To be a pretermitted heir, the child must not be named in the will, referred to in the will, or be a devisee or legatee under the will. In re Estate of Came, 129 N.H. 544, 547 (1987). We have previously interpreted the phrase "named or referred to" to require "clear evidence" that the testator actually named or distinctly referred to the heir "personally, so as to show that he had [the heir] in his mind." Boucher v. Lizotte, 85 N.H. 514, 516 (1932).
The petitioner asserts that, although the 1998 will names neither Evelyn nor the respondents, there are sufficient indirect references to Evelyn to satisfy the statute. Relying upon In re Estate of Laura, 141 N.H. 628, 634 (1997), he argues that because there is sufficient reference to Evelyn, the respondents are not pretermitted heirs. We disagree.
The petitioner first argues that the reference in the 1998 will to revoking "all prior wills and testamentary instruments" coupled with evidence of the prior will, which specifically named Evelyn, and the testator's handwritten changes to it, demonstrate that he had Evelyn in mind when he prepared the 1998 will. Extrinsic evidence is inadmissible to determine whether RSA 551:10 applies. See In re Estate of Came, 129 N.H. at 550; see also In the Matter of Jackson, 117 N.H. 898, 903 (1977). The court's task "is not to investigate the circumstances to divine the intent of the testator; rather, it is to review the language contained within the four corners of the will for a determination of whether the testator named or referred to [the respondents]." In re Estate of Came, 129 N.H. at 550 (quotation omitted). We decline the petitioner's invitation to overrule In re Estate of Came absent any argument that this decision has "come to be seen so clearly as error that its enforcement was for that very reason doomed." Jacobs v. Director, N.H. Div. of Motor Vehicles, 149 N.H. 502, 504-05 (2003) (quotation omitted).

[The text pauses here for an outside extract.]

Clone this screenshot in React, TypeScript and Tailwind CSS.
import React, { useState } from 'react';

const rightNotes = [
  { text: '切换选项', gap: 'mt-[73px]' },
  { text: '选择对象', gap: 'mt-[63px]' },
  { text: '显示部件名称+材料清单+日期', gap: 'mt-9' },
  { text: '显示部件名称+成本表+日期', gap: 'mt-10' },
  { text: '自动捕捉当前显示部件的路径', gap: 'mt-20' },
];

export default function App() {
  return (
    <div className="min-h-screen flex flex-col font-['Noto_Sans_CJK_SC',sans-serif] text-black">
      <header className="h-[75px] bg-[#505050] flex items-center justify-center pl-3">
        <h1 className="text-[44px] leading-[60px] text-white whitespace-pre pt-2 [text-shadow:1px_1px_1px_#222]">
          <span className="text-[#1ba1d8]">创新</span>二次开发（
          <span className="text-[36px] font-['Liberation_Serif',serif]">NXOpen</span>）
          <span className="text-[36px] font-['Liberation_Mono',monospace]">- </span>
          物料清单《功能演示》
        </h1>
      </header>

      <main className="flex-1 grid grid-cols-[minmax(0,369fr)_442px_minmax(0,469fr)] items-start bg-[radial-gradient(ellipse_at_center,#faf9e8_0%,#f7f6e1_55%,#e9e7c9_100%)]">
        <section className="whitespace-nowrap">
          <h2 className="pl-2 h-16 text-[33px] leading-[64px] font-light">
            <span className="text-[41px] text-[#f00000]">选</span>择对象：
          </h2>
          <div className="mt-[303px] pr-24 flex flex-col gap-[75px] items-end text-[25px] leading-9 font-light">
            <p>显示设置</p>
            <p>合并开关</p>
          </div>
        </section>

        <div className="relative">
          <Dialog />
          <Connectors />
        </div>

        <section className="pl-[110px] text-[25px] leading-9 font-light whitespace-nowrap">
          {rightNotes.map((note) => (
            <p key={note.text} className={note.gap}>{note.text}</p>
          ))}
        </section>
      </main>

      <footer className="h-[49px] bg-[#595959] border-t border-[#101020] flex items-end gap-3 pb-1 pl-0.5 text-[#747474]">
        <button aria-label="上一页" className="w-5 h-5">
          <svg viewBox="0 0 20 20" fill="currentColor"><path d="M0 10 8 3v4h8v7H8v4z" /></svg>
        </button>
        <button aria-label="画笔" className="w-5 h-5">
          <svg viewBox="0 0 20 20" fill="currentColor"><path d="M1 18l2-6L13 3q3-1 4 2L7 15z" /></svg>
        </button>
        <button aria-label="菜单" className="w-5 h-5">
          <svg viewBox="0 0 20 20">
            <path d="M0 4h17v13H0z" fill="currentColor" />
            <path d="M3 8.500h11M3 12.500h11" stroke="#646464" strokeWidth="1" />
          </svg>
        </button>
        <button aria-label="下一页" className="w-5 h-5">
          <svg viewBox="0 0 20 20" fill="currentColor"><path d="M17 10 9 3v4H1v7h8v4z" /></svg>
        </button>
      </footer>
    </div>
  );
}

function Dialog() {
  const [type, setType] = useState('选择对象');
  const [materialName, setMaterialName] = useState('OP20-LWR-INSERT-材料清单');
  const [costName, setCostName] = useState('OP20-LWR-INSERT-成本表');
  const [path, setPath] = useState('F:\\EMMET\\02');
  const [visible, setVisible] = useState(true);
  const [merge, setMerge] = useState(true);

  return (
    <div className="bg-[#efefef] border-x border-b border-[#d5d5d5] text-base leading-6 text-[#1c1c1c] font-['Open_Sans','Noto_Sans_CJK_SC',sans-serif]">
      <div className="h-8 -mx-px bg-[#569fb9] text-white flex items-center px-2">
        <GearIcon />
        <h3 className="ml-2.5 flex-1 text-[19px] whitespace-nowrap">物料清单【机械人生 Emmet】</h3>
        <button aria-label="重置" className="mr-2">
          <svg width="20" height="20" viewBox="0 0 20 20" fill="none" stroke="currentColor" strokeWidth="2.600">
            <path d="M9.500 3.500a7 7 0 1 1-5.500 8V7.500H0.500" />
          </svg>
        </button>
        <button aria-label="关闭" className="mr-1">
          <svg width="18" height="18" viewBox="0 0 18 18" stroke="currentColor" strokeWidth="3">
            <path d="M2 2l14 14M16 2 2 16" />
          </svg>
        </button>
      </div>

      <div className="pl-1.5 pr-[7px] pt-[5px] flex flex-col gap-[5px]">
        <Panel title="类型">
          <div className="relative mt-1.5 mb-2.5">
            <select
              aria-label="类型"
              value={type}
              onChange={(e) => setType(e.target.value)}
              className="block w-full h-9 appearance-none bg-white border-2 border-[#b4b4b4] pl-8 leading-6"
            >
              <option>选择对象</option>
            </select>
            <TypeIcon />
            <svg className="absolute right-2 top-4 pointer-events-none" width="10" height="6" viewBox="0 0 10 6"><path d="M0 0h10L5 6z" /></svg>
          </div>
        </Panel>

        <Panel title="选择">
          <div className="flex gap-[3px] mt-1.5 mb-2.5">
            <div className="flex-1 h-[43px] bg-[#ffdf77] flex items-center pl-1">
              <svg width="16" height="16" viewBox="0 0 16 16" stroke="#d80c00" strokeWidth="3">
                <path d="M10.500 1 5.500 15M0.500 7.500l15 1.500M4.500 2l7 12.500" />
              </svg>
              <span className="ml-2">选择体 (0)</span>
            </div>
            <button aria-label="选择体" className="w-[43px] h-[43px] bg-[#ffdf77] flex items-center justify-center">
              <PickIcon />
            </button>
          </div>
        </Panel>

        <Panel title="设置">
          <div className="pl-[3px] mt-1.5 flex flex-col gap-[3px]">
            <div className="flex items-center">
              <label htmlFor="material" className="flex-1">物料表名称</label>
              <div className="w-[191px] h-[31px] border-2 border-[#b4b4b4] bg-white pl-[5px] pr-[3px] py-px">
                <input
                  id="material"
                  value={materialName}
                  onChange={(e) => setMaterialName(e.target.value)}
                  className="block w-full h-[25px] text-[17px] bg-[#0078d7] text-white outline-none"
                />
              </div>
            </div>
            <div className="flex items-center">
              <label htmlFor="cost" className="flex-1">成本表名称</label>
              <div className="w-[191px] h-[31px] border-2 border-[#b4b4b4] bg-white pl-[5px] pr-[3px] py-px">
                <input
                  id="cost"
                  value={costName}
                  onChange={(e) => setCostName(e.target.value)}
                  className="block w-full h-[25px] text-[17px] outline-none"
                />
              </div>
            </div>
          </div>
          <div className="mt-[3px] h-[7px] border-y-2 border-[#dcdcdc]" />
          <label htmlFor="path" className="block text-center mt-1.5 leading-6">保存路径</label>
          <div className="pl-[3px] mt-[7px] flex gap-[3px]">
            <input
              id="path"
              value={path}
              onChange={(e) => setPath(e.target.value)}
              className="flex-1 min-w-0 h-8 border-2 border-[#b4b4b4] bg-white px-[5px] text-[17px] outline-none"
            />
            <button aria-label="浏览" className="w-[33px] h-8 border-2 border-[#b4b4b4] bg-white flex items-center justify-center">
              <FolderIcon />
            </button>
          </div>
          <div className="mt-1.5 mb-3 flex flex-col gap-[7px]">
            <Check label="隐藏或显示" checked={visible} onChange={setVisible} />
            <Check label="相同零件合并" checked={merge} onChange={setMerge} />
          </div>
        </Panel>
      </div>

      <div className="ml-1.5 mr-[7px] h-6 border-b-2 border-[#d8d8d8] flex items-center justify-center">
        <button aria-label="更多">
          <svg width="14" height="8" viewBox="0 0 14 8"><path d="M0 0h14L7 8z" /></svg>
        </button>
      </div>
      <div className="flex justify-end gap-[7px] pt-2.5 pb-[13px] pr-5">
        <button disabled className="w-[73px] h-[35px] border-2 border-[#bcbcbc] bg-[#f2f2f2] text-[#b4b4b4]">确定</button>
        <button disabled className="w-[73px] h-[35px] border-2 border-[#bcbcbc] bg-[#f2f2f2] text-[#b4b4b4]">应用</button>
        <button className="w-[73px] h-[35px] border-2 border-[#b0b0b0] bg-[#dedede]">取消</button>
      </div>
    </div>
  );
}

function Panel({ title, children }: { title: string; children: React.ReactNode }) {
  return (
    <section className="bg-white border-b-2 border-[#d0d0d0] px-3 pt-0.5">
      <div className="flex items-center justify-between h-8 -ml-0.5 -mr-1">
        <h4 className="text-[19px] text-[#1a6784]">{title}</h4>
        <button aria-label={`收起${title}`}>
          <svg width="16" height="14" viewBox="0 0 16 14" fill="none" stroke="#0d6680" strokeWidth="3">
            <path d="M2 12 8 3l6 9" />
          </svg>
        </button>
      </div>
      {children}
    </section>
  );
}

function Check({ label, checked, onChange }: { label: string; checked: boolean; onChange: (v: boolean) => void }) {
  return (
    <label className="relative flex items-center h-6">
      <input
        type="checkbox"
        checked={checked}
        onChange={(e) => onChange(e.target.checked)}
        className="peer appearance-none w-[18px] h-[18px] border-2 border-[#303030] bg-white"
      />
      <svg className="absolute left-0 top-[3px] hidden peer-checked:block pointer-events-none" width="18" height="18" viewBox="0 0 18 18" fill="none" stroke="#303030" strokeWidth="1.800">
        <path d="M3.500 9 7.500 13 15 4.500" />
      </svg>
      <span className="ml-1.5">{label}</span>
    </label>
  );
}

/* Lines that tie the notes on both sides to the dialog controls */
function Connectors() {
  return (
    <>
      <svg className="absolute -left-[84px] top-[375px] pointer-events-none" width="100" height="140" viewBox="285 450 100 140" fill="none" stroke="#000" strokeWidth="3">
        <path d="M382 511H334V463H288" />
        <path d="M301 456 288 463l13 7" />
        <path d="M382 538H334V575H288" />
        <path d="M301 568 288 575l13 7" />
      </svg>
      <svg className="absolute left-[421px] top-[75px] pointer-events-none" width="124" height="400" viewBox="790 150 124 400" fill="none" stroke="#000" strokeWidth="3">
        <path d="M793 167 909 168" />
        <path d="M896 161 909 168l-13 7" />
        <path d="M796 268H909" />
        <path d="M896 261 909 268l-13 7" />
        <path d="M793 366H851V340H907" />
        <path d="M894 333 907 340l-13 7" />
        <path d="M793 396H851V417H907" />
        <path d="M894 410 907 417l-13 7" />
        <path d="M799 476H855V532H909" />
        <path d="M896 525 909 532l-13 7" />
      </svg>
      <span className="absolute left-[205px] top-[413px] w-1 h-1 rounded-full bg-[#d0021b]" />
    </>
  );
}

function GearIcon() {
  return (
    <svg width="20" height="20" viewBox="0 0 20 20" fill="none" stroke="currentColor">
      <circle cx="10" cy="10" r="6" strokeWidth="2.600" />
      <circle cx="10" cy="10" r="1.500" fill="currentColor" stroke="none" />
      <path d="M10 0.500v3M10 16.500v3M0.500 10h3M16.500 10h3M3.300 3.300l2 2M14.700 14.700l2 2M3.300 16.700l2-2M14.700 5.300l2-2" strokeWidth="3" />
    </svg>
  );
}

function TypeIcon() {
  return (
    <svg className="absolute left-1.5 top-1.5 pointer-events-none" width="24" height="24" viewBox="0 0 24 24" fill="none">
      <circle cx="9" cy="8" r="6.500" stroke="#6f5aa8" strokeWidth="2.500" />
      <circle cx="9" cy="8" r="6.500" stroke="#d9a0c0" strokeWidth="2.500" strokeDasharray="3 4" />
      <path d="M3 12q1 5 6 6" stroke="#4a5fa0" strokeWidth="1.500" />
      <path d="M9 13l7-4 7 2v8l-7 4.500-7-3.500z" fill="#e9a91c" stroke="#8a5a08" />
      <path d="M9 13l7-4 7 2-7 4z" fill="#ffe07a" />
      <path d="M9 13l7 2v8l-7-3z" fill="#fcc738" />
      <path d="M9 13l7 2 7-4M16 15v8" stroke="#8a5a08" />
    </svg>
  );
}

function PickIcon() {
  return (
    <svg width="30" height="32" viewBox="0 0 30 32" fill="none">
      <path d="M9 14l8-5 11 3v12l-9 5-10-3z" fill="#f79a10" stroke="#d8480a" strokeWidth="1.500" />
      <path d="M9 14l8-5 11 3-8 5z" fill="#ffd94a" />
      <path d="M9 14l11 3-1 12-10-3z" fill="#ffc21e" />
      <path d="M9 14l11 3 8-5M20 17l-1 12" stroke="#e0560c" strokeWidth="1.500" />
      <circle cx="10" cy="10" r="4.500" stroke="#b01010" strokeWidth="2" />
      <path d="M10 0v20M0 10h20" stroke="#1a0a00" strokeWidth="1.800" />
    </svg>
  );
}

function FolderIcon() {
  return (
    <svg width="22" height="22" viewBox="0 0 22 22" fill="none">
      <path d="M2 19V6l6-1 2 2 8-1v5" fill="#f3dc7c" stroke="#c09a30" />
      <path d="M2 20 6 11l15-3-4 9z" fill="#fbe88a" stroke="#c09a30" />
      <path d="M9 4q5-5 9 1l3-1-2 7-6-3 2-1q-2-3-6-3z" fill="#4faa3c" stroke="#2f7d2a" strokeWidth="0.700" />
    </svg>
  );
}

We disagree with the petitioner that we must read the 1986 and 1998 wills together. This case is dissimilar to In re Estate of Osgood, 122 N.H. 961, 965 (1982), where we held it appropriate to read the testatrix's will together with a codicil revoking and deleting a will provision that specifically referred to her son. In In re Estate of Osgood, it was not possible to probate the will without reading the deleted provision. In re Estate of Came, 129 N.H. at 550. By contrast, here the 1998 will stands on its own; to dispose of the property under the will, it is unnecessary to review any other document. See id.
The petitioner next argues that the reference to Leon as the testator's "son-in-law" showed that he had Evelyn in mind when he drafted the 1998 will. The petitioner likens this case to Boucher. We find Boucher factually distinguishable. In Boucher, the testatrix died leaving three children. Boucher, 85 N.H. at 514. She bequeathed $500 to "Marianna Lizotte, wife of my son Alphonse Lizotte." Id. We held that the use of the son's name in defining a gift to his family was a sufficient reference to the son to disinherit him. Id. at 514-16. By contrast, in this case, the testator did not use his daughter's name. Nor did he use the phrase "son-in-law" in a bequest. Rather, he used the phrase "son-in-law" to identify the individual he wished to appoint as his executor.

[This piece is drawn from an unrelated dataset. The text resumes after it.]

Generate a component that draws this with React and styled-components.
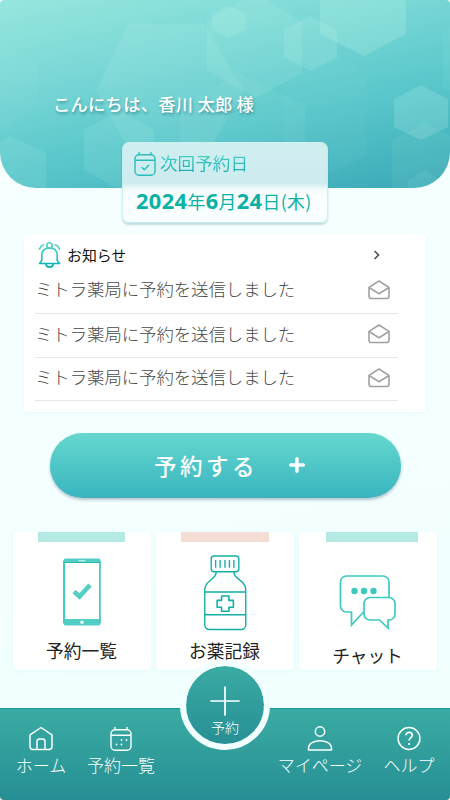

Even if the 1998 will indirectly referred to Evelyn, these indirect references would not satisfy the statute for the purposes of disinheriting the respondents. The petitioner relies upon In re Estate of Laura, where we held that "a testator who specifically names one heir in an effort to disinherit him has `referred to' the issue of that heir for purposes of the statute." Id. at 634. We deemed the reference to the father of the petitioning great-grandchildren sufficient reference to the great-grandchildren for the purposes of the statute. Id. at 634-35.
This was an exception to our general rule that "[t]he naming of one person, however closely related to another, without more, is no reference to that other." Gage v. Gage, 29 N.H. 533, 543 (1854). "It is well established that there must be a reference in the will to the child himself. It is not sufficient to infer that the child was not forgotten because a sibling or other relative was remembered in the will." In re Estate of Osgood, 122 N.H. at 964. Thus, in Gage, for instance, we held that the reference to a grandchild was not a sufficient reference to the grandchild's father, the testator's son, to preclude application of the pretermitted heir statute. Gage, 29 N.H. at 542-43.
The In re Estate of Laura exception applies only when the "testator has a predeceased child who is neither named, referred to, nor a devisee or legatee under the testator's will" and the will names "the next degree of issue in the line of descent." In re Estate of Laura, 141 N.H. at 634. Under these circumstances, the will sufficiently refers to the line of descent, and the "issue more removed from the testator" are not pretermitted heirs. Id. at 634-35.
This exception does not pertain to the respondents. While Evelyn is a predeceased child who is neither named nor referred to, nor a devisee or legatee under the 1998 will, the 1998 will does not name the next degree of issue in the line of descent. It names Evelyn's siblings as devisees under the will and appoints Evelyn's husband as executor. Such references are insufficient. They do not clearly evidence the testator's intent to disinherit either Evelyn or her issue.
For all of the above reasons, we conclude that the respondents are pretermitted heirs under RSA 551:10.
BRODERICK, C.J., and NADEAU, DALIANIS and DUGGAN, JJ., concurred.